Alongside the current terror threat from organised groups, the Prime Minister said the UK is seeing “acts of extreme violence perpetrated by loners, misfits, young men in their bedroom accessing all manner of material online”.

Home Secretary Yvette Cooper laid bare the scale of the challenge, telling MPs she had been “deeply disturbed at the number of cases involving teenagers drawn into extremism, serious violence and terrorism, including Islamist extremism, far-right extremism, mixed and confused ideology and obsession with violence and gore”.

She said there had been a “three-fold increase in under-18s investigated for involvement in terrorism in just three years”.

Some 162 people had been rereferred to the Prevent programme last year alone “for concerns relating to school massacres”.

Ms Cooper also pointed to warnings from Met Commissioner Sir Mark Rowley about young men “fixated on violence … grazing across extremist and terrorist content to feed their violent mindset, but never adopting a terrorist ideology”.

It has become increasingly difficult for law enforcement in Britain to define whether an act of extreme violence is terrorism because suspects have often accessed such a wide range of material online and don’t appear to support one ideology.

UK counter-terrorism police will assist in complex investigations either way, as they did with Southport, to boost resources and speed up processes such as analysing content found on phones, laptops and other digital devices.

Last month senior national co-ordinator of UK counter-terrorism policing Vicki Evans said investigators are increasingly seeing suspects who have accessed a range of violent material but that a specific ideology which may have motivated an attack can be extremely difficult to pin down.

She said officers are seeing suspects with search histories like “a pick and mix of horror”.

This could include material linked to school shootings, mass violence, extreme pornography, pro-incel material, and misogynistic and racist content.

Sometimes the harrowing material tips over into terrorism, and other times not.

Axel Rudakubana’s possession of an al Qaida manual was a crime by default regardless of his own ideology, as was possession of ricin.

But police say motivation needs to be established for attacks to be classed as terrorism.
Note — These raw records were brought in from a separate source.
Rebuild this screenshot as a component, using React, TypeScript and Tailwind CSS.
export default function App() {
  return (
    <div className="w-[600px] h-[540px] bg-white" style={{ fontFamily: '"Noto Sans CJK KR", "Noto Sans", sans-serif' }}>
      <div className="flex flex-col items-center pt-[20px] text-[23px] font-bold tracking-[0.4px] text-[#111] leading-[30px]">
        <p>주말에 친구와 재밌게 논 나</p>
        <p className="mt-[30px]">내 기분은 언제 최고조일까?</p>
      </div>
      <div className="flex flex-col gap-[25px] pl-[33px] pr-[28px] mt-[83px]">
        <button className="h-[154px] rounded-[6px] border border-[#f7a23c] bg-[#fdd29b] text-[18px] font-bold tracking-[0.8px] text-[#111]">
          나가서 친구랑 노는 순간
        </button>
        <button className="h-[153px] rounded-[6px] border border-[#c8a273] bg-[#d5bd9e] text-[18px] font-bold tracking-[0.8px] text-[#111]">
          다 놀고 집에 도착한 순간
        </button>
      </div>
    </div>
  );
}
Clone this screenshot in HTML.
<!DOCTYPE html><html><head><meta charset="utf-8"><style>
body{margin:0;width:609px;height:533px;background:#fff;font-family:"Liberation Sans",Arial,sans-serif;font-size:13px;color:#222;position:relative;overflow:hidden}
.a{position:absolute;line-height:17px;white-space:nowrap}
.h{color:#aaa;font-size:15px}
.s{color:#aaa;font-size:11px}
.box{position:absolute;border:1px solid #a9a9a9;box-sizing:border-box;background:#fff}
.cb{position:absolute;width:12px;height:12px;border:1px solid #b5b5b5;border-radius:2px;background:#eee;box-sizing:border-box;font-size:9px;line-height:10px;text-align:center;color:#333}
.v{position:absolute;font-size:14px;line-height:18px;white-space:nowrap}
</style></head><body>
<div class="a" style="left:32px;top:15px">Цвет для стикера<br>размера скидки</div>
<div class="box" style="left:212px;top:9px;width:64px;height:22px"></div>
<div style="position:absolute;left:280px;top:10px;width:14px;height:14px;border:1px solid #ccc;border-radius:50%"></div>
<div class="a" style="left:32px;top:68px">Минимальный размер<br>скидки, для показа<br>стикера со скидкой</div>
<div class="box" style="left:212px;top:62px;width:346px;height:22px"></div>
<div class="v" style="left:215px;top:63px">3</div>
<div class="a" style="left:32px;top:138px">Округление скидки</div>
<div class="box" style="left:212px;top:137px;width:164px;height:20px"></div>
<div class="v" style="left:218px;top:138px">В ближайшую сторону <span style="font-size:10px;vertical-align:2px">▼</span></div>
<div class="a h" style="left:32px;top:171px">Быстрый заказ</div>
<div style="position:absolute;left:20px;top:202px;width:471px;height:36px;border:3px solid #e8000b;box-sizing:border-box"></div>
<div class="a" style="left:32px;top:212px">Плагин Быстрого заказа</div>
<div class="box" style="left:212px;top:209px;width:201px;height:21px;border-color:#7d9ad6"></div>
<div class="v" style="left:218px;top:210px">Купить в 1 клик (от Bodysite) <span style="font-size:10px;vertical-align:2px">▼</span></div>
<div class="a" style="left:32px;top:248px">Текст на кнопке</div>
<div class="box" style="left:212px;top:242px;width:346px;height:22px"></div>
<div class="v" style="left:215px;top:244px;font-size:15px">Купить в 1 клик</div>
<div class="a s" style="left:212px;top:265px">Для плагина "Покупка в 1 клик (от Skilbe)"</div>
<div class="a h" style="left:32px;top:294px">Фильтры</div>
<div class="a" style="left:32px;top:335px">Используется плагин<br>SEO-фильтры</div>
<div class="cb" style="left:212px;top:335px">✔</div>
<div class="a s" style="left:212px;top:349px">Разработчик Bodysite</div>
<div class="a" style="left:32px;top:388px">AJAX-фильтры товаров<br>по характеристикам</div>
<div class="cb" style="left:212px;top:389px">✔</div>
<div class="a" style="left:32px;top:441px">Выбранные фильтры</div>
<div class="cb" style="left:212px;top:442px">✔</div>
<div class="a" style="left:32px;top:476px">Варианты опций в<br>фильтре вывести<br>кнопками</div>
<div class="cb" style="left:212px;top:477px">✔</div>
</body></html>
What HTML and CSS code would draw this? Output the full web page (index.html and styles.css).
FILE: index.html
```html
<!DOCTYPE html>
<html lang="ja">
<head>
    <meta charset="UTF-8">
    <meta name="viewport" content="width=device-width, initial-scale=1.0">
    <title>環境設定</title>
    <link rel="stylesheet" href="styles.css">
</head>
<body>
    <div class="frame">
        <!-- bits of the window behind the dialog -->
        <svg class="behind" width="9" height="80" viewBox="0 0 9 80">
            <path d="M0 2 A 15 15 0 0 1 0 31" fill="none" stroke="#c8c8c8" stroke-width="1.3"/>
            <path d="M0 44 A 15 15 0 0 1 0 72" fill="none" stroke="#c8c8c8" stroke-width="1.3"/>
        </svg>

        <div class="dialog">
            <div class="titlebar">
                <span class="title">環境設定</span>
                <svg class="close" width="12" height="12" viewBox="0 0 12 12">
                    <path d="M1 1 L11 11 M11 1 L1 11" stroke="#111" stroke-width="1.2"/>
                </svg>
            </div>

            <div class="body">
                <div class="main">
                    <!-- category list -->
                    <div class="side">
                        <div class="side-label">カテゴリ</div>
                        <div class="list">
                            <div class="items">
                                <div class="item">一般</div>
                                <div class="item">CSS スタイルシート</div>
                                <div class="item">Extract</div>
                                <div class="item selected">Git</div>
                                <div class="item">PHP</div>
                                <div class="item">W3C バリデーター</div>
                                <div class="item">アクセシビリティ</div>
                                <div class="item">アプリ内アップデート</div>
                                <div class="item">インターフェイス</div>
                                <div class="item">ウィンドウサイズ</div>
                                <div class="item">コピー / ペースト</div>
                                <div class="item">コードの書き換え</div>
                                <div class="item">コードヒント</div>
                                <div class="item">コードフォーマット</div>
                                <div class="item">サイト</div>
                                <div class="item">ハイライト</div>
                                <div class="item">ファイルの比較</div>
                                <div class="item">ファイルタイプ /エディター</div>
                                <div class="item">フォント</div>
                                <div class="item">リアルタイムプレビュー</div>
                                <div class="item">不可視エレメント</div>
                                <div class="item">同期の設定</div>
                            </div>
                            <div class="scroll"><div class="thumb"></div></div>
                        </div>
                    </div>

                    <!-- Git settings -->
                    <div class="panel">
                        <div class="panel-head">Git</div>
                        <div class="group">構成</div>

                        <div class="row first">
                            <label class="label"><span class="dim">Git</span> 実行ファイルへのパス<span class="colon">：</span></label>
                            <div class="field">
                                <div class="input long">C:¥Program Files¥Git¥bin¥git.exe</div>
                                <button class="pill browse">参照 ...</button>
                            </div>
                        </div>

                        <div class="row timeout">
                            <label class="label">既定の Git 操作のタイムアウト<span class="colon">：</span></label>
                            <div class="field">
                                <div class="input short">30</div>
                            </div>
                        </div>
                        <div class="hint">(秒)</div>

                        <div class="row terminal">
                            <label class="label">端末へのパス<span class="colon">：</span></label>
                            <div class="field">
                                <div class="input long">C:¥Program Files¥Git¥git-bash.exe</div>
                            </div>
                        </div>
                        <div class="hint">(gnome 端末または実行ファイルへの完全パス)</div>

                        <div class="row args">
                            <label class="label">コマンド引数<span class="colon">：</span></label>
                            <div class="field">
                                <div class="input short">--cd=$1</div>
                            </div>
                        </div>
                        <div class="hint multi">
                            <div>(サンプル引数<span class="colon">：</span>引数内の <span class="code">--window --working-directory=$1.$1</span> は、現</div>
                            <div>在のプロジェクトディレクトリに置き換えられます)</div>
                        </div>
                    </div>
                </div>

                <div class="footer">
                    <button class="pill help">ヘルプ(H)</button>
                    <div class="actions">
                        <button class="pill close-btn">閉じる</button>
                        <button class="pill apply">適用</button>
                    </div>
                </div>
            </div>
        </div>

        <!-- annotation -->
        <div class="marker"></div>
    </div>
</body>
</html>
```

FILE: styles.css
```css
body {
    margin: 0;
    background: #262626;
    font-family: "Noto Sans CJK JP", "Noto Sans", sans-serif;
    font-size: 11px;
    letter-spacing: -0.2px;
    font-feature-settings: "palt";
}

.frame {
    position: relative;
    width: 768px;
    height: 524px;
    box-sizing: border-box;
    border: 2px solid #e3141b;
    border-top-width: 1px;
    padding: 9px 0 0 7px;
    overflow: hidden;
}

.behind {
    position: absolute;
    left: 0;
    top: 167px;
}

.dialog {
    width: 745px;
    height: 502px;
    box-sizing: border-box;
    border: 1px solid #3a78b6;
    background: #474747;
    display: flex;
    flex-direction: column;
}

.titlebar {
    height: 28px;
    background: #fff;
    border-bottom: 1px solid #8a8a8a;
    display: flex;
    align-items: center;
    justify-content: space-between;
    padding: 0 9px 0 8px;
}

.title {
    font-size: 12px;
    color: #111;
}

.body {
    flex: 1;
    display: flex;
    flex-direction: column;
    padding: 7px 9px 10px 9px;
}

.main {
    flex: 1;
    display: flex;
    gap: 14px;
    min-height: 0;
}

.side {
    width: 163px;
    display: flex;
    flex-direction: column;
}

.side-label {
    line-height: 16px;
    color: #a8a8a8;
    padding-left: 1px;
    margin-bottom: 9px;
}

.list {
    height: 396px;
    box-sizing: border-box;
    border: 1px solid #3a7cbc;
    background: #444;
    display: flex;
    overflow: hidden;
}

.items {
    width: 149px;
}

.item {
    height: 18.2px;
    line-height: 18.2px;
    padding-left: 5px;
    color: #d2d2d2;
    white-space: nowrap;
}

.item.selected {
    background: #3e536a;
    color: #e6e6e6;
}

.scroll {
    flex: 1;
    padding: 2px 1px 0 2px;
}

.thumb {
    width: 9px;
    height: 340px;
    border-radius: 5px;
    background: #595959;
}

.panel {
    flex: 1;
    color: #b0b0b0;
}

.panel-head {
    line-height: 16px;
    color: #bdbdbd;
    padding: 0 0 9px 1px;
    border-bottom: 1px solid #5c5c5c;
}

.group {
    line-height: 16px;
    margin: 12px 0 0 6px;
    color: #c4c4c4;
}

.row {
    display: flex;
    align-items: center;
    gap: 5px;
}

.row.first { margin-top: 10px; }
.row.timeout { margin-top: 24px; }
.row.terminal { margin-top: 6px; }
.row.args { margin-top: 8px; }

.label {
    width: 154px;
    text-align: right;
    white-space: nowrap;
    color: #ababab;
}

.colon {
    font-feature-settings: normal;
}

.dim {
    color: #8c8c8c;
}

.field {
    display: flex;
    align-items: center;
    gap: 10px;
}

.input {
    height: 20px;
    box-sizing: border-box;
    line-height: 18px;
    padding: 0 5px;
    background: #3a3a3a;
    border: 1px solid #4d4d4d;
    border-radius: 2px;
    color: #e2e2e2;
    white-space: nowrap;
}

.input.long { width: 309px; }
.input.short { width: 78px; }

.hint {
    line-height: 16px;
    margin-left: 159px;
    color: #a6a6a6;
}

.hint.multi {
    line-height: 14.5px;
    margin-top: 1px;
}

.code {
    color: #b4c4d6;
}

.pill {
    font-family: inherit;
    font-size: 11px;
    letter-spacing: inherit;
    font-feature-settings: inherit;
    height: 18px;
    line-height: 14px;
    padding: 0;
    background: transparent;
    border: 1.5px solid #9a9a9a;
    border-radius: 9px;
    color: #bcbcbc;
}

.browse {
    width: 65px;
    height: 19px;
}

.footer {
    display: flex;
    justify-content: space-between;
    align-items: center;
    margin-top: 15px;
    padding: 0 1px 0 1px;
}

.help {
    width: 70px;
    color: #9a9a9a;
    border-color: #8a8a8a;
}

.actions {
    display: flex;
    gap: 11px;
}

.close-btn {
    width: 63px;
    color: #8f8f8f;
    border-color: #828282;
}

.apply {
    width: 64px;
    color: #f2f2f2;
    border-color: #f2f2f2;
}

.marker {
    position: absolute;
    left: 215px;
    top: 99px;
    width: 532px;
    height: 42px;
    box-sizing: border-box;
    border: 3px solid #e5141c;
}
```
Perpetrators holding mixed ideologies, which can sometimes be complicated to interpret, can be one of the reasons why it may take time to determine.

Not all violent incidents, even some atrocities involving multiple victims, are declared terror attacks.

Cases of extreme violence in which hatred is a factor more often than not do not meet the legal definition of terrorism.

Terror watchdog Jonathan Hall said questions over why the incident was not treated as a terrorist attack and whether it could have been prevented were “completely legitimate” as he urged people to wait to hear the details of the case are set out at the sentencing on Thursday, and cautioned against misinformation online.